Question

The circle with equation $$(x-4)^{2}+(y+7)^{2}=50$$ meets the straight line with equation $$x-y-5=0$$ at points $$A$$ and $$B$$.
Find the equation of the perpendicular bisector of line segment $$AB$$.

Answer

**step1** Understanding the problem and identifying key information

We are given the equation of a circle, which is $$(x-4)^{2}+(y+7)^{2}=50$$. We are also given the equation of a straight line, which is $$x-y-5=0$$. This line intersects the circle at two points, A and B. Our goal is to find the equation of the perpendicular bisector of the line segment AB.
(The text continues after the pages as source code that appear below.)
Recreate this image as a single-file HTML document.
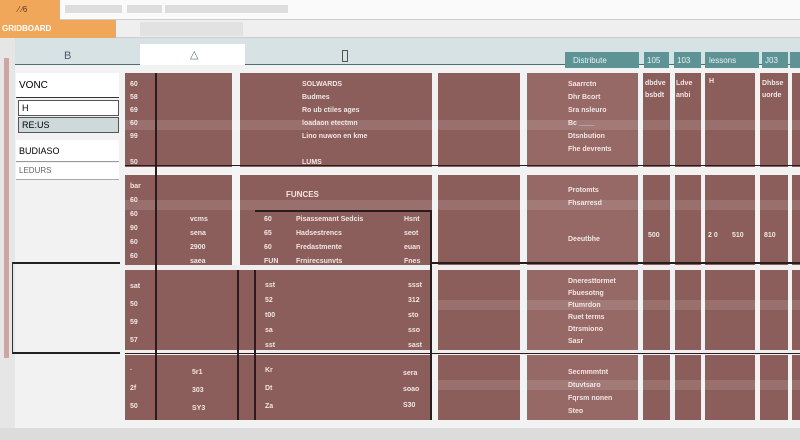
<!DOCTYPE html><html><head><style>
body{margin:0;width:800px;height:440px;overflow:hidden;background:#f2f2f2;font-family:"Liberation Sans",sans-serif;position:relative}
div{position:absolute;box-sizing:border-box}
.b{background:#8b5d5b}
.l{background:#966967}
.t{color:#f3e6e4;font-size:7px;font-weight:bold;white-space:nowrap}
.v{background:#2a1c1c;width:2px}
.h{background:#2a1c1c;height:2px}
.band{background:rgba(255,255,255,.12);height:10px}
</style></head><body>
<div style="left:0;top:0;width:800px;height:20px;background:#fafafa;border-bottom:1px solid #ccc"></div>
<div style="left:0;top:0;width:60px;height:20px;background:#f0a75a"></div>
<div style="left:18px;top:5px;font-size:8px;color:#5a3a20">⁄ ⁄6</div>
<div style="left:65px;top:5px;width:57px;height:8px;background:#ddd"></div>
<div style="left:127px;top:5px;width:35px;height:8px;background:#ddd"></div>
<div style="left:165px;top:5px;width:35px;height:8px;background:#ddd"></div>
<div style="left:200px;top:5px;width:88px;height:8px;background:#ddd"></div>
<div style="left:0;top:20px;width:800px;height:18px;background:#efefef;border-bottom:1px solid #ccc"></div>
<div style="left:0;top:20px;width:116px;height:18px;background:#f0a75a;color:#fff;font-size:8px;font-weight:bold;padding:4px 0 0 2px">GRIDBOARD</div>
<div style="left:140px;top:22px;width:103px;height:14px;background:#e2e2e2"></div>
<div style="left:0;top:38px;width:800px;height:27px;background:#d6e2e3;border-bottom:1px solid #4d6f73"></div>
<div style="left:140px;top:44px;width:105px;height:21px;background:#fff"></div>
<div style="left:64px;top:50px;font-size:11px;color:#557">B</div>
<div style="left:190px;top:48px;font-size:11px;color:#576">△</div>
<div style="left:342px;top:50px;width:6px;height:12px;border:1px solid #555"></div>
<div style="left:565px;top:52px;width:74px;height:16px;background:#5e9396;color:#e8f2f2;font-size:8px;padding:4px 8px">Distribute</div>
<div style="left:644px;top:52px;width:25px;height:16px;background:#5e9396;color:#e8f2f2;font-size:8px;padding:4px 3px">105</div>
<div style="left:674px;top:52px;width:27px;height:16px;background:#5e9396;color:#e8f2f2;font-size:8px;padding:4px 3px">103</div>
<div style="left:705px;top:52px;width:54px;height:16px;background:#5e9396;color:#e8f2f2;font-size:8px;padding:4px 4px">lessons</div>
<div style="left:762px;top:52px;width:26px;height:16px;background:#5e9396;color:#e8f2f2;font-size:8px;padding:4px 3px">J03</div>
<div style="left:790px;top:52px;width:10px;height:16px;background:#5e9396"></div>
<div style="left:0;top:38px;width:15px;height:402px;background:#e6e6e6"></div>
<div style="left:4px;top:58px;width:5px;height:300px;background:#c9a8a3"></div>
<div style="left:16px;top:73px;width:103px;height:25px;background:#fff;border-bottom:1px solid #333;font-size:10px;padding:7px 3px">VONC</div>
<div style="left:18px;top:100px;width:101px;height:16px;background:#fff;border:1px solid #555;font-size:9px;padding:2px 3px">H</div>
<div style="left:18px;top:117px;width:101px;height:16px;background:#cdd9db;border:1px solid #555;font-size:9px;padding:2px 3px">RE:US</div>
<div style="left:16px;top:140px;width:103px;height:22px;background:#fff;border-bottom:1px solid #999;font-size:9px;padding:6px 3px">BUDIASO</div>
<div style="left:16px;top:163px;width:103px;height:17px;background:#fff;border-bottom:1px solid #aaa;font-size:8px;color:#666;padding:3px 3px">LEDURS</div>
<div style="left:12px;top:262px;width:108px;height:92px;border-top:2px solid #222;border-bottom:2px solid #222;border-left:1px solid #333"></div>
<div class="b" style="left:125px;top:73px;width:107px;height:94px"></div>
<div class="b" style="left:240px;top:73px;width:192px;height:94px"></div>
<div class="b" style="left:438px;top:73px;width:82px;height:94px"></div>
<div class="l" style="left:527px;top:73px;width:111px;height:94px"></div>
<div class="b" style="left:643px;top:73px;width:27px;height:94px"></div>
<div class="b" style="left:675px;top:73px;width:26px;height:94px"></div>
<div class="b" style="left:705px;top:73px;width:50px;height:94px"></div>
<div class="b" style="left:760px;top:73px;width:28px;height:94px"></div>
<div class="b" style="left:792px;top:73px;width:8px;height:94px"></div>
<div class="b" style="left:125px;top:175px;width:307px;height:245px"></div>
<div class="b" style="left:438px;top:175px;width:82px;height:245px"></div>
<div class="l" style="left:527px;top:175px;width:111px;height:245px"></div>
<div class="b" style="left:643px;top:175px;width:27px;height:245px"></div>
<div class="b" style="left:675px;top:175px;width:26px;height:245px"></div>
<div class="b" style="left:705px;top:175px;width:50px;height:245px"></div>
<div class="b" style="left:760px;top:175px;width:28px;height:245px"></div>
<div class="b" style="left:792px;top:175px;width:8px;height:245px"></div>
<div style="left:125px;top:265px;width:675px;height:5px;background:#eee"></div>
<div style="left:125px;top:350px;width:675px;height:5px;background:#eee"></div>
<div style="left:232px;top:167px;width:8px;height:98px;background:#f5f5f5"></div>
<div class="band" style="left:125px;top:120px;width:675px"></div>
<div class="band" style="left:125px;top:200px;width:675px"></div>
<div class="band" style="left:438px;top:300px;width:362px"></div>
<div class="band" style="left:438px;top:380px;width:362px"></div>
<div class="v" style="left:155px;top:73px;height:347px"></div>
<div class="v" style="left:237px;top:270px;height:150px"></div>
<div class="v" style="left:254px;top:270px;height:150px"></div>
<div class="v" style="left:430px;top:210px;height:210px"></div>
<div class="h" style="left:255px;top:210px;width:176px"></div>
<div class="h" style="left:125px;top:165px;width:675px;height:1px"></div>
<div class="h" style="left:430px;top:262px;width:370px"></div>
<div class="h" style="left:125px;top:353px;width:675px;height:1px"></div>
<div class="t" style="left:130px;top:78px;line-height:13px">60<br>58<br>69<br>60<br>99<br>&nbsp;<br>50</div>
<div class="t" style="left:302px;top:78px;line-height:13px">SOLWARDS<br>Budmes<br>Ro ub ctiles ages<br>loadaon etectmn<br>Lino nuwon en kme<br><br>LUMS</div>
<div class="t" style="left:568px;top:78px;line-height:13px">Saarrctn<br>Dhr Bcort<br>Sra nsleuro<br>Bc ____<br>Dtsnbution<br>Fhe devrents</div>
<div class="t" style="left:645px;top:78px;line-height:12px">dbdve<br>bsbdt</div>
<div class="t" style="left:676px;top:78px;line-height:12px">Ldve<br>anbi</div>
<div class="t" style="left:709px;top:78px">H</div>
<div class="t" style="left:762px;top:78px;line-height:12px">Dhbse<br>uorde</div>
<div class="t" style="left:130px;top:180px;line-height:14px">bar<br>60<br>60<br>90<br>60<br>60</div>
<div class="t" style="left:286px;top:190px;font-size:8px">FUNCES</div>
<div class="t" style="left:190px;top:213px;line-height:14px">vcms<br>sena<br>2900<br>saea</div>
<div class="t" style="left:264px;top:213px;line-height:14px">60<br>65<br>60<br>FUN</div>
<div class="t" style="left:296px;top:213px;line-height:14px">Pisassemant Sedcis<br>Hadsestrencs<br>Fredastmente<br>Frnirecsunvts</div>
<div class="t" style="left:404px;top:213px;line-height:14px">Hsnt<br>seot<br>euan<br>Fnes</div>
<div class="t" style="left:568px;top:184px;line-height:13px">Protomts<br>Fhsarresd</div>
<div class="t" style="left:568px;top:236px">Deeutbhe</div>
<div class="t" style="left:648px;top:232px">500</div>
<div class="t" style="left:708px;top:232px">2 0</div>
<div class="t" style="left:732px;top:232px">510</div>
<div class="t" style="left:764px;top:232px">810</div>
<div class="t" style="left:130px;top:278px;line-height:18px">sat<br>50<br>59<br>57</div>
<div class="t" style="left:265px;top:278px;line-height:15px">sst<br>52<br>t00<br>sa<br>sst</div>
<div class="t" style="left:408px;top:278px;line-height:15px">ssst<br>312<br>sto<br>sso<br>sast</div>
<div class="t" style="left:568px;top:276px;line-height:12px">Dneresttormet<br>Fbuesotng<br>Ftumrdon<br>Ruet terms<br>Dtrsmiono<br>Sasr</div>
<div class="t" style="left:130px;top:362px;line-height:18px">·<br>2f<br>50</div>
<div class="t" style="left:192px;top:364px;line-height:18px">5r1<br>303<br>SY3</div>
<div class="t" style="left:265px;top:362px;line-height:18px">Kr<br>Dt<br>Za</div>
<div class="t" style="left:403px;top:366px;line-height:16px">sera<br>soao<br>S30</div>
<div class="t" style="left:568px;top:366px;line-height:13px">Secmmmtnt<br>Dtuvtsaro<br>Fqrsm nonen<br>Steo</div>
<div style="left:0;top:428px;width:800px;height:12px;background:#dcdcdc"></div>
</body></html>
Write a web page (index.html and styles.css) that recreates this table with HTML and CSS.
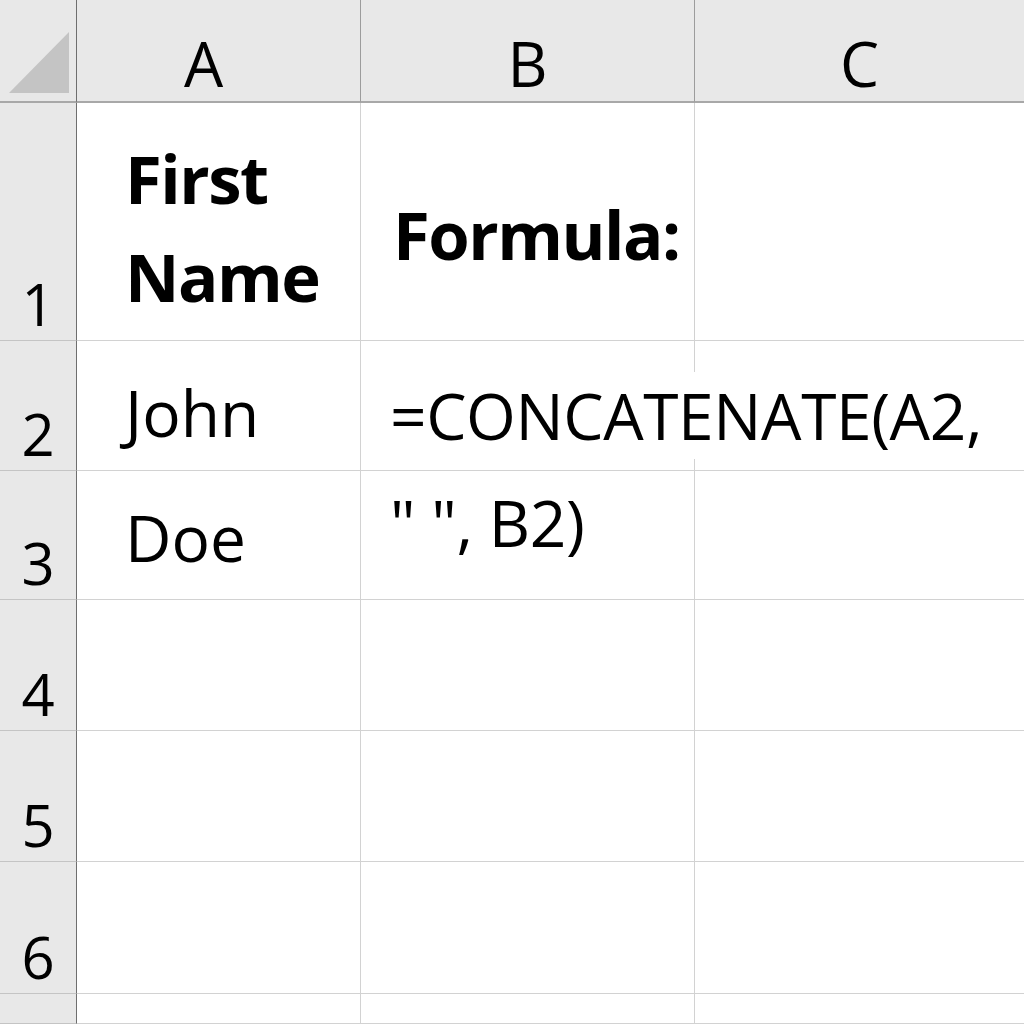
FILE: index.html
```html
<!DOCTYPE html>
<html lang="en">
<head>
  <meta charset="UTF-8">
  <title>Sheet</title>
  <link rel="stylesheet" href="styles.css">
</head>
<body>
  <div class="sheet">
    <!-- column headers -->
    <div class="corner">
      <svg width="77" height="102" viewBox="0 0 77 102"><polygon points="9,93 69,93 69,32" fill="#c4c4c4"/></svg>
    </div>
    <div class="col-head col-head-a">A</div>
    <div class="col-head">B</div>
    <div class="col-head last">C</div>

    <!-- row 1 -->
    <div class="row-head">1</div>
    <div class="cell col-a title first-name">First Name</div>
    <div class="cell col-b title formula-label">Formula:</div>
    <div class="cell"></div>

    <!-- row 2 -->
    <div class="row-head">2</div>
    <div class="cell col-a john">John</div>
    <div class="cell col-b formula"><div><span class="spill">=CONCATENATE(A2,</span><br>" ", B2)</div></div>
    <div class="cell"></div>

    <!-- row 3 -->
    <div class="row-head">3</div>
    <div class="cell col-a doe">Doe</div>
    <div class="cell"></div>
    <div class="cell"></div>

    <div class="row-head">4</div>
    <div class="cell"></div>
    <div class="cell"></div>
    <div class="cell"></div>

    <div class="row-head">5</div>
    <div class="cell"></div>
    <div class="cell"></div>
    <div class="cell"></div>

    <div class="row-head">6</div>
    <div class="cell"></div>
    <div class="cell"></div>
    <div class="cell"></div>

    <div class="row-head"></div>
    <div class="cell"></div>
    <div class="cell"></div>
    <div class="cell"></div>
  </div>
</body>
</html>
```

FILE: styles.css
```css
body {
  margin: 0;
  background: #fff;
  font-family: 'Open Sans', 'Noto Sans', sans-serif;
  color: #000;
  overflow: hidden;
  height: 1024px;
}
.sheet {
  display: grid;
  grid-template-columns: 77px 284px 334px 1fr;
  grid-template-rows: 103px 238px 130px 129px 131px 131px 132px 1fr;
  height: 1024px;
  background: #fff;
}
.corner {
  background: #e8e8e8;
  border-right: 1px solid #6e6e6e;
  border-bottom: 2px solid #a8a8a8;
  box-sizing: border-box;
}
.corner svg {
  display: block;
}
.col-head {
  background: #e8e8e8;
  border-right: 1px solid #9c9c9c;
  border-bottom: 2px solid #a8a8a8;
  box-sizing: border-box;
  display: flex;
  align-items: flex-end;
  justify-content: center;
  font-size: 62px;
  line-height: 1;
  padding-bottom: 7px;
}
.col-head-a {
  padding-right: 30px;
}
.col-head.last {
  border-right: none;
}
.row-head {
  background: #e8e8e8;
  border-right: 1px solid #6e6e6e;
  border-bottom: 1px solid #c4c4c4;
  box-sizing: border-box;
  display: flex;
  align-items: flex-end;
  justify-content: center;
  font-size: 58px;
  line-height: 1;
  padding-bottom: 7px;
}
.cell {
  border-right: 1px solid #d2d2d2;
  border-bottom: 1px solid #d2d2d2;
  box-sizing: border-box;
  display: flex;
  align-items: flex-end;
  font-size: 64px;
  line-height: 1;
  min-width: 0;
}
.cell:nth-child(4n) {
  border-right: none;
}
.col-a {
  padding-left: 48px;
}
.col-b {
  padding-left: 29px;
}
.title {
  font-weight: 700;
  font-size: 67px;
  letter-spacing: -1.5px;
  line-height: 98px;
}
.first-name {
  padding-bottom: 15px;
}
.formula-label {
  padding-left: 32px;
  padding-bottom: 57px;
}
.john {
  padding-bottom: 25px;
}
.doe {
  padding-bottom: 29px;
}
.formula {
  align-items: flex-start;
  line-height: 107px;
  letter-spacing: -0.4px;
  padding-top: 21px;
  white-space: nowrap;
  overflow: visible;
}
.spill {
  background: #fff;
  line-height: 1;
}
```
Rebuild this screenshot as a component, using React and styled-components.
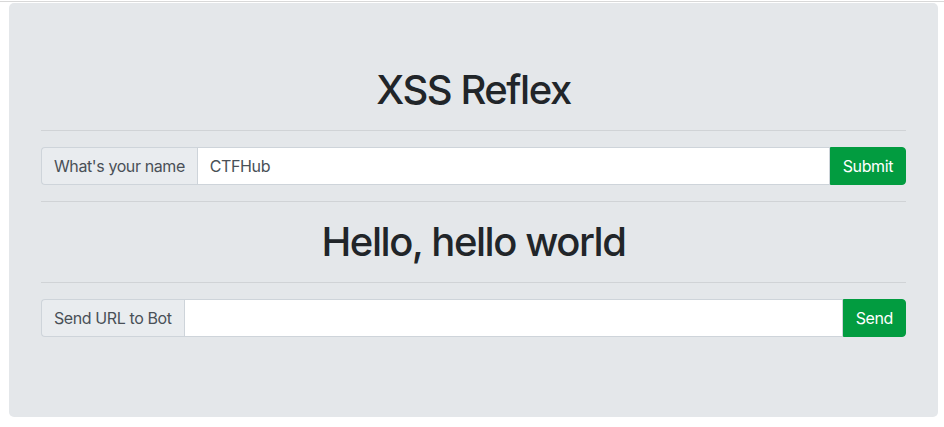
import React from "react";
import styled, { createGlobalStyle } from "styled-components";

const GlobalStyle = createGlobalStyle`
  body {
    margin: 0;
    background: #ffffff;
    font-family: Inter, "Liberation Sans", sans-serif;
    color: #212529;
  }
  * { box-sizing: border-box; }
`;

const Page = styled.div`
  margin-top: 1px;
  border-top: 1px solid #d8d8d8;
  padding: 1px 6px 0 9px;
`;

const Jumbotron = styled.div`
  background: #e4e7ea;
  border-radius: 5px;
  padding: 63px 32px 64px;
`;

const Title = styled.h1`
  margin: 0 0 8px;
  font-size: 40px;
  font-weight: 500;
  line-height: 48px;
  text-align: center;
  letter-spacing: -1.45px;
  color: #212529;
`;

const Rule = styled.hr`
  margin: 16px 0;
  border: 0;
  border-top: 1px solid #d0d3d6;
`;

const Form = styled.form`
  margin: 0 0 16px;
`;

const Group = styled.div`
  display: flex;
  height: 38px;
`;

const Label = styled.span`
  display: flex;
  align-items: center;
  padding: 0 12px;
  font-size: 16px;
  letter-spacing: -0.4px;
  color: #495057;
  background: #e9ecef;
  border: 1px solid #ced4da;
  border-right: 0;
  border-radius: 4px 0 0 4px;
  white-space: nowrap;
`;

const Input = styled.input`
  flex: 1;
  min-width: 0;
  padding: 0 12px;
  font-family: inherit;
  font-size: 16px;
  letter-spacing: -0.4px;
  color: #495057;
  background: #fff;
  border: 1px solid #ced4da;
  outline: none;
`;

const Button = styled.button`
  padding: 0 12px;
  font-family: inherit;
  font-size: 16px;
  letter-spacing: -0.4px;
  color: #fff;
  background: #029c40;
  border: 1px solid #029c40;
  border-radius: 0 4px 4px 0;
`;

function App() {
  return (
    <>
      <GlobalStyle />
      <Page>
        <Jumbotron>
          <Title>XSS Reflex</Title>
          <Rule />
          <Form onSubmit={(e) => e.preventDefault()}>
            <Group>
              <Label>What's your name</Label>
              <Input defaultValue="CTFHub" />
              <Button>Submit</Button>
            </Group>
          </Form>
          <Rule />
          <Title>Hello, hello world</Title>
          <Rule />
          <Form onSubmit={(e) => e.preventDefault()}>
            <Group>
              <Label>Send URL to Bot</Label>
              <Input />
              <Button>Send</Button>
            </Group>
          </Form>
        </Jumbotron>
      </Page>
    </>
  );
}

export default App;
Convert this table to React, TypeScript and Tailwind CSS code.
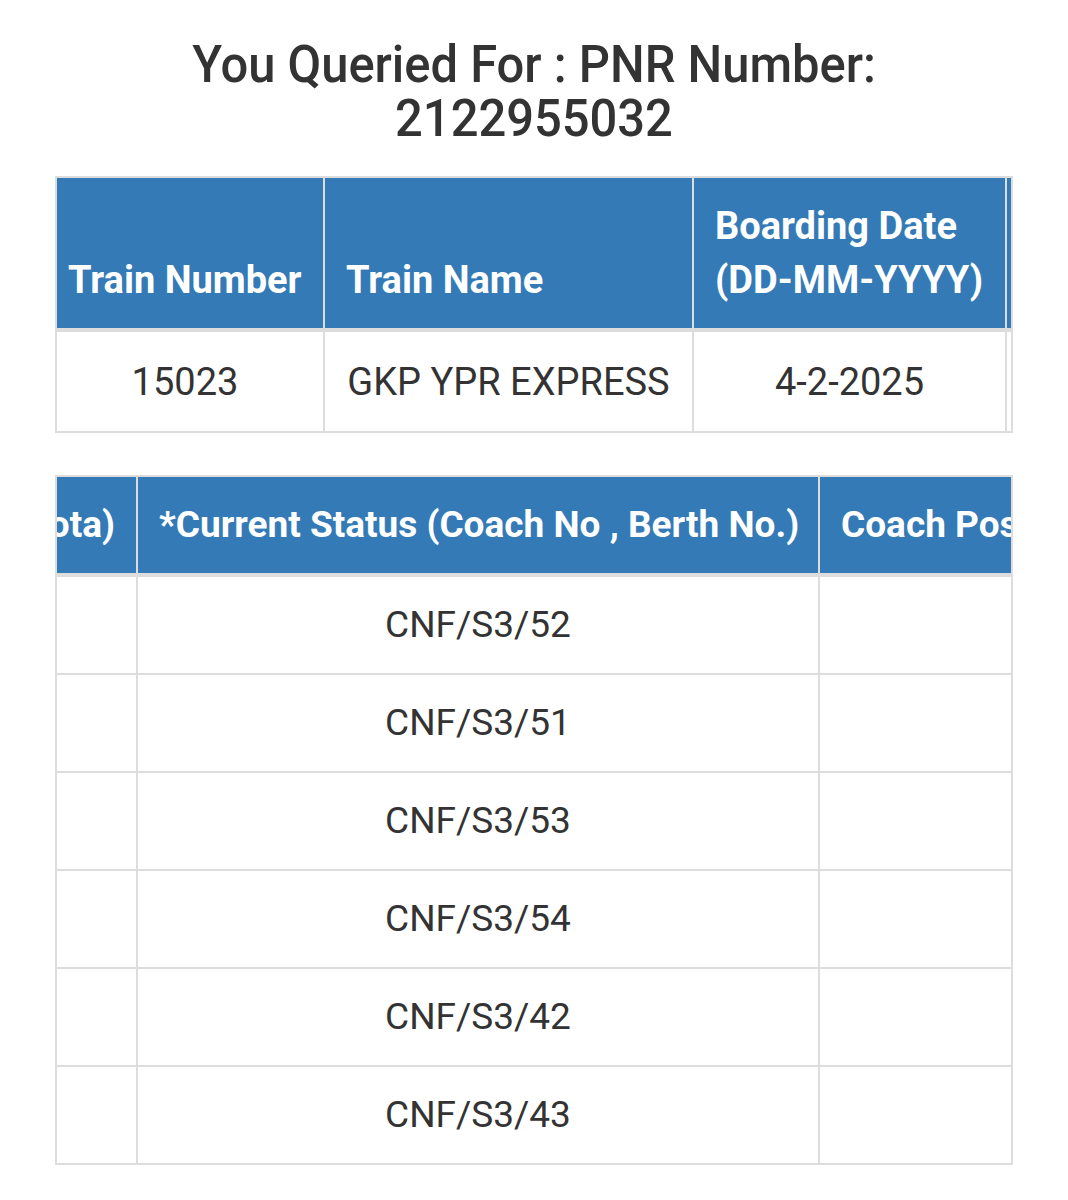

**step2** Recalling a key geometric property

A fundamental property of circles states that the perpendicular bisector of any chord of a circle always passes through the center of the circle. Since points A and B are on the circle and the line segment AB connects them, AB is a chord of the given circle.

**step3** Finding the center of the circle

The standard equation of a circle is $$(x-h)^2 + (y-k)^2 = r^2$$, where $$(h, k)$$ represents the coordinates of the center of the circle and $$r$$ is the radius.
Given the equation of the circle: $$(x-4)^2 + (y+7)^2 = 50$$.
By comparing this equation to the standard form, we can identify the coordinates of the center.
For the x-coordinate, we have $$(x-4)$$, so $$h=4$$.
For the y-coordinate, we have $$(y+7)$$, which can be written as $$(y-(-7))$$, so $$k=-7$$.
Therefore, the center of the circle is $$(4, -7)$$.

**step4** Finding the slope of the line segment AB

The line segment AB lies on the straight line with the equation $$x - y - 5 = 0$$.
To determine the slope of this line, we can rearrange its equation into the slope-intercept form, which is $$y = mx + c$$, where $$m$$ represents the slope and $$c$$ is the y-intercept.
Starting with the equation: $$x - y - 5 = 0$$
Add $$y$$ to both sides of the equation to isolate $$y$$:
$$x - 5 = y$$
So, the equation can be written as $$y = x - 5$$.
By comparing this to $$y = mx + c$$, we see that the coefficient of $$x$$ is $$1$$.
Therefore, the slope of the line AB ($$m_{AB}$$) is $$1$$.

**step5** Finding the slope of the perpendicular bisector

The perpendicular bisector of line segment AB is perpendicular to the line AB itself.
For two lines to be perpendicular, the product of their slopes must be $$-1$$.
Let the slope of the perpendicular bisector be $$m_{perp}$$.
We have the slope of line AB, $$m_{AB} = 1$$.
So, we can write the relationship: $$m_{AB} \times m_{perp} = -1$$
Substitute the value of $$m_{AB}$$:
$$1 \times m_{perp} = -1$$
This simplifies to: $$m_{perp} = -1$$
Thus, the slope of the perpendicular bisector is $$-1$$.

**step6** Formulating the equation of the perpendicular bisector

We now know two critical pieces of information about the perpendicular bisector:
1. It passes through the center of the circle, which is $$(4, -7)$$ (from Step 3).
2. Its slope is $$-1$$ (from Step 5).
We can use the point-slope form of a linear equation, which is $$y - y_1 = m(x - x_1)$$, where $$(x_1, y_1)$$ is a point on the line and $$m$$ is its slope.
Substitute the point $$(x_1, y_1) = (4, -7)$$ and the slope $$m = -1$$ into the formula:
$$y - (-7) = -1(x - 4)$$
Simplify the equation:
$$y + 7 = -x + 4$$
To find the equation in the form $$y = mx + c$$, subtract 7 from both sides:
$$y = -x + 4 - 7$$
$$y = -x - 3$$
This is the equation of the perpendicular bisector of line segment AB.